Symposium: The question of bioethics and the need to grow

Dr Mubarak Ali discusses how the education system became divisive and commercialised


Our Correspondent September 19, 2015
Historian Dr Mubarak Ali. PHOTO: APP

KARACHI: Education that does not generate new ideas and thoughts will keep society at a standstill and not let it grow. The state of education will not change unless the state takes charge of it and eliminates all divisions ingrained in the system.

Historian Dr Mubarak Ali voiced these thoughts on historical perspectives of Islamic education at a symposium titled 'Bioethics Goes to School' at the Centre of Biomedical Ethics and Culture, Sindh Institute of Urology and Transplantation on Saturday.

According to him, a huge change in madrassas was witnessed after the British with the introduction of proper examination system and hostels for students. "It is in these madrassas, such as Sir Syed Ahmed Khan's Aligarh College and Sindh Madressatul Islam, that both religious and secular education was provided," said Ali. He then trailed the series of events that led to the division of education system owing to people such as hakeems, who believed in the spread of knowledge to their particular community alone. "Subsequent division of education along the rich and poor lines led to what we now see as commercialism," he said.

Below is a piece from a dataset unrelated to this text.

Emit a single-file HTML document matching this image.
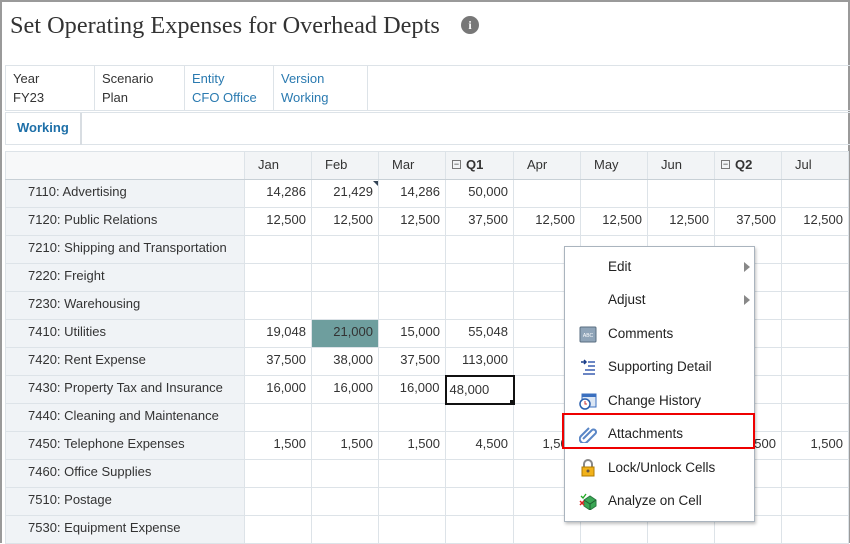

Coming to the point of ethics and morality in education, Ali said, "A society with no ethics and morals is hollow inside. It cannot survive for long."

Scholar Dr Arfa Sayeda Zehra digressed from Ali's stance on the need of state intervention to get rid of all divisional elements in the education system. She stressed that it is a society that makes the state and not the other way around. She added that former military dictator Gen Ziaul Haq eliminated all traditions of morality. "Morality has no uniform," she said. "It doesn't have a religion either."

Slightly different was the discourse taken by Framji Minwalla from the Institute of Business Administration social sciences and liberal arts department. He talked about Caryl Churchill's play, 'A number', which deals with fundamental issues of how we are as human beings. The subject of the play revolves around the consequences of a choice made by a father when he gets his son cloned in order to redeem the guilt of being neglectful. Little does he know that the hospital has not made one, but 19 replicas of his son.

Minwalla pointed out very powerful themes that left one to question the right and wrong aspects of the choices that the father made. For instance, if a price can be put over another human being, if children are capable of making decisions concerning their own bodies and, above all, the age-old debate of whether or not individuals are determined by their biological makeup or the way in which social community shapes them. "The kicker theme that we find later in the play is that once the original son murders the first clone and [commits] suicide later, the father reaches out to the other 19," said Minwalla. "The ethics of cloning also play a role here as the father holds a materialistic view of the human body."

Published in The Express Tribune, September 20th, 2015.